Иванов подходит к мифу в значительной степени как ученый. У него легко заметить сознательное, рефлектирующее отношение к мифическим образам и символике. Обе трагедии (особенно «Тантал») сложны, написаны затрудненным языком, переполнены эзотерическими намеками. Это произведения филолога и эрудита. Местами их усложненность перерастает в некоторую претенциозность. «Тантал» является попыткой строгого воспроизведения греческой трагедии не только на смысловом, но также на композиционном и ритмическом уровнях[286]
. Можно утверждать, что его синтаксис и даже фонетика в немалой степени «эллинизированы»: имена собственные всегда приводятся в греческой акцентуации, часто встречаются греческие слова, в изобилии нагнетаются дифтонги греческого типа, а порядок слов нередко отклоняется от русских образцов. «Прометей» отстоит значительно дальше от античной трагедии и скорее сходен с мистерией байроновского типа; но это также достаточно «ученый» текст, снабженный обширными филологическими комментариями.
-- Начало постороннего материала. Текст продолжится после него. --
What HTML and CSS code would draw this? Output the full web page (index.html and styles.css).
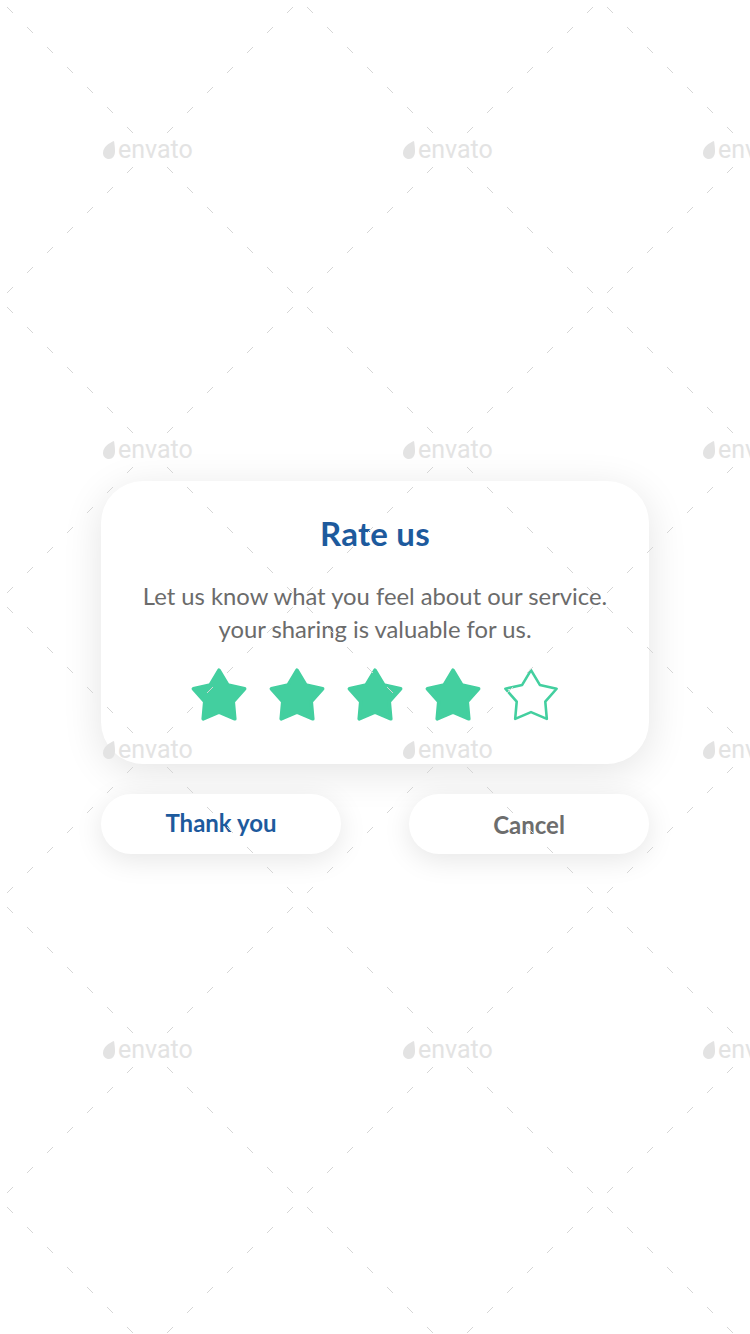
FILE: index.html
```html
<!DOCTYPE html>
<html lang="en">
<head>
<meta charset="utf-8">
<title>Rate us</title>
<link rel="stylesheet" href="styles.css">
</head>
<body>
<main class="screen">
  <section class="dialog">
    <div class="card">
      <h1 class="title">Rate us</h1>
      <p class="message">Let us know what you feel about our service.<br>your sharing is valuable for us.</p>
      <div class="stars">
        <svg class="star" viewBox="0 0 56 52"><path class="full" d="M28 2 L36.52 16.27 L52.73 19.97 L41.79 32.48 L43.28 49.03 L28 42.5 L12.72 49.03 L14.21 32.48 L3.27 19.97 L19.48 16.27 Z"/></svg>
        <svg class="star" viewBox="0 0 56 52"><path class="full" d="M28 2 L36.52 16.27 L52.73 19.97 L41.79 32.48 L43.28 49.03 L28 42.5 L12.72 49.03 L14.21 32.48 L3.27 19.97 L19.48 16.27 Z"/></svg>
        <svg class="star" viewBox="0 0 56 52"><path class="full" d="M28 2 L36.52 16.27 L52.73 19.97 L41.79 32.48 L43.28 49.03 L28 42.5 L12.72 49.03 L14.21 32.48 L3.27 19.97 L19.48 16.27 Z"/></svg>
        <svg class="star" viewBox="0 0 56 52"><path class="full" d="M28 2 L36.52 16.27 L52.73 19.97 L41.79 32.48 L43.28 49.03 L28 42.5 L12.72 49.03 L14.21 32.48 L3.27 19.97 L19.48 16.27 Z"/></svg>
        <svg class="star" viewBox="0 0 56 52"><path class="empty" d="M28 2 L36.52 16.27 L52.73 19.97 L41.79 32.48 L43.28 49.03 L28 42.5 L12.72 49.03 L14.21 32.48 L3.27 19.97 L19.48 16.27 Z"/></svg>
      </div>
    </div>
    <div class="actions">
      <button class="btn btn-primary">Thank you</button>
      <button class="btn btn-secondary">Cancel</button>
    </div>
  </section>

  <svg class="watermark" width="750" height="1334" viewBox="0 0 750 1334" aria-hidden="true">
    <defs>
      <pattern id="wm" patternUnits="userSpaceOnUse" width="300" height="300">
        <g class="wm-lines">
          <line x1="0" y1="0" x2="140" y2="140"/>
          <line x1="160" y1="160" x2="300" y2="300"/>
          <line x1="300" y1="0" x2="160" y2="140"/>
          <line x1="140" y1="160" x2="0" y2="300"/>
        </g>
      </pattern>
      <g id="logo">
        <path d="M11 0 C6 2 0 6 0 12 C0 15.5 2.5 18 6 18 C9.5 18 12 15 12 10.5 C12 6 11.5 3 11 0 Z"/>
        <text x="15" y="17">envato</text>
      </g>
    </defs>
    <rect width="750" height="1334" fill="url(#wm)"/>
    <g class="wm-logos">
      <use href="#logo" x="103" y="141"/>
      <use href="#logo" x="403" y="141"/>
      <use href="#logo" x="703" y="141"/>
      <use href="#logo" x="103" y="441"/>
      <use href="#logo" x="403" y="441"/>
      <use href="#logo" x="703" y="441"/>
      <use href="#logo" x="103" y="741"/>
      <use href="#logo" x="403" y="741"/>
      <use href="#logo" x="703" y="741"/>
      <use href="#logo" x="103" y="1041"/>
      <use href="#logo" x="403" y="1041"/>
      <use href="#logo" x="703" y="1041"/>
    </g>
  </svg>
</main>
</body>
</html>
```

FILE: styles.css
```css
* { box-sizing: border-box; }

html, body {
  margin: 0;
  padding: 0;
  background: #ffffff;
}

body {
  font-family: Lato, "Noto Sans", sans-serif;
  width: 750px;
  height: 1334px;
  overflow: hidden;
}

.screen {
  position: relative;
  width: 750px;
  height: 1334px;
  padding: 481px 101px 0;
}

.dialog {
  display: flex;
  flex-direction: column;
  gap: 30px;
  width: 548px;
}

.card {
  height: 283px;
  background: #ffffff;
  border-radius: 42px;
  box-shadow: 0 8px 40px rgba(0, 0, 0, 0.11);
  display: flex;
  flex-direction: column;
  align-items: center;
  padding-top: 32px;
}

.title {
  margin: 0;
  font-size: 33px;
  line-height: 40px;
  font-weight: 700;
  color: #1d5a9d;
  letter-spacing: 0.2px;
}

.message {
  margin: 27px 0 0;
  font-size: 23.8px;
  line-height: 33px;
  font-weight: 400;
  color: #6b6b6b;
  text-align: center;
}

.stars {
  display: flex;
  gap: 20px;
  margin-top: 22px;
}

.star {
  width: 58px;
  height: 54px;
  display: block;
}

.star .full {
  fill: #43cf9f;
  stroke: #43cf9f;
  stroke-width: 3.4;
  stroke-linejoin: round;
}

.star .empty {
  fill: none;
  stroke: #43cf9f;
  stroke-width: 2.5;
  stroke-linejoin: round;
}

.actions {
  display: flex;
  justify-content: space-between;
}

.btn {
  width: 240px;
  height: 60px;
  border: none;
  border-radius: 30px;
  background: #ffffff;
  box-shadow: 0 6px 28px rgba(0, 0, 0, 0.10);
  font-family: Lato, "Noto Sans", sans-serif;
  font-size: 24px;
  font-weight: 700;
  padding: 0;
  cursor: pointer;
}

.btn-primary {
  color: #1d5a9d;
  padding-bottom: 4px;
}

.btn-secondary {
  color: #6d6d6d;
}

.watermark {
  position: absolute;
  top: 0;
  left: 0;
  pointer-events: none;
}

.wm-lines line {
  stroke: #d6d6d6;
  stroke-width: 1;
  stroke-dasharray: 8.5 19.78;
  stroke-dashoffset: -9.9;
}

.wm-logos {
  fill: #e3e3e3;
  font-family: Roboto, "Noto Sans", sans-serif;
  font-size: 25px;
  font-weight: 400;
}
```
Смысл обеих трагедий разъясняется Ивановым в специальных статьях, играющих роль как бы «идейного постскриптума»[287].Некоторая нарочитость чувствуется уже в самом выборе материала. О Тантале сохранились отрывочные и несвязные сведения у различных авторов древности; Иванов соединяет их со столь же отрывочными сообщениями об Иксионе и Сизифе. Следует полагать, что, кроме известных мест у Гомера (кстати, считающихся орфической интерполяцией)[288]
и Пиндара, он использовал многие труды поздних мифографов и компиляторов типа Павсания. Сведения, собранные с большой эрудицией, Иванов свободно перемещает и согласовывает, как бы повторяя в этом опыт греческих трагиков. Материал «Прометея» не столь изыскан, так как миф о Прометее несравненно более известен и чаще использовался в литературе[289]. Однако Иванов выбирает редкий поворот темы: он пишет не о прикованном и не об освобожденном Прометее, а о Прометее-огненосце. Немногочисленные и темные сведения античных авторов о преступлении Прометея и дарах Пандоры использованы им со всей возможной полнотой. К ним прибавлены данные орфических мифов и мотивы, созданные фантазией самого автора (впрочем, в достаточной мере соответствующие законам мифического мышления). Концовка трагедии строится на тонком и несколько нарочитом приеме: «Прометей» завершается там, где начинается знаменитый эсхиловский (или приписываемый Эсхилу) текст.В обеих трагедиях Вячеслава Иванова можно выделить три основных структурных звена: 1) похищение божественного дара, 2) жертва, 3) смерть-бессмертие. Тантал похищает со стола богов напиток бессмертия, чтобы отдать его земным существам. Он жертвует богам своего сына Пелопса (спор богов из-за Пелопса и позволяет ему осуществить свой преступный замысел). За это деяние бессмертный Тантал подвергается вечному наказанию, которое нет нужды описывать, так как оно известно каждому мало-мальски знакомому с греческой мифологией. Прометей создает человечество и одаряет его огнем, похищенным с неба при помощи Пандоры. Он вводит в мир возможность творчества и свободы, но также смерть, убийство и самоубийство. Как и Тантал, он приносит жертву, но эта жертва оскорбительна богам — она приносится не им, а некоему высшему началу, «чей пламень в небожителях и нас» (с. 128). Здесь Иванов — как сам он отмечает в комментарии (с. 166) — использует не эсхиловскую версию мифа, а более архаичную версию Гесиода. В ответ на жертву боги губят Прометея — его заковывают Кратос и Бия; с этого мгновения начнется новая трагедия, которую пересказывать также нет надобности.
Всем трем структурным звеньям трагедии присуща амбивалентность. Похищение дара есть самовольный и насильственный акт, но одновременно это самоутверждение личности, переход к становлению и свободе. Жертва является одновременно высоким религиозным актом и кощунством; в конечном итоге тот, кто приносит жертву, сам оказывается жертвой (и адресатом жертвы). Бессмертие чревато смертной мукой; однако мука и смерть суть обещание новой жизни, дальнейшего саморазвития личности.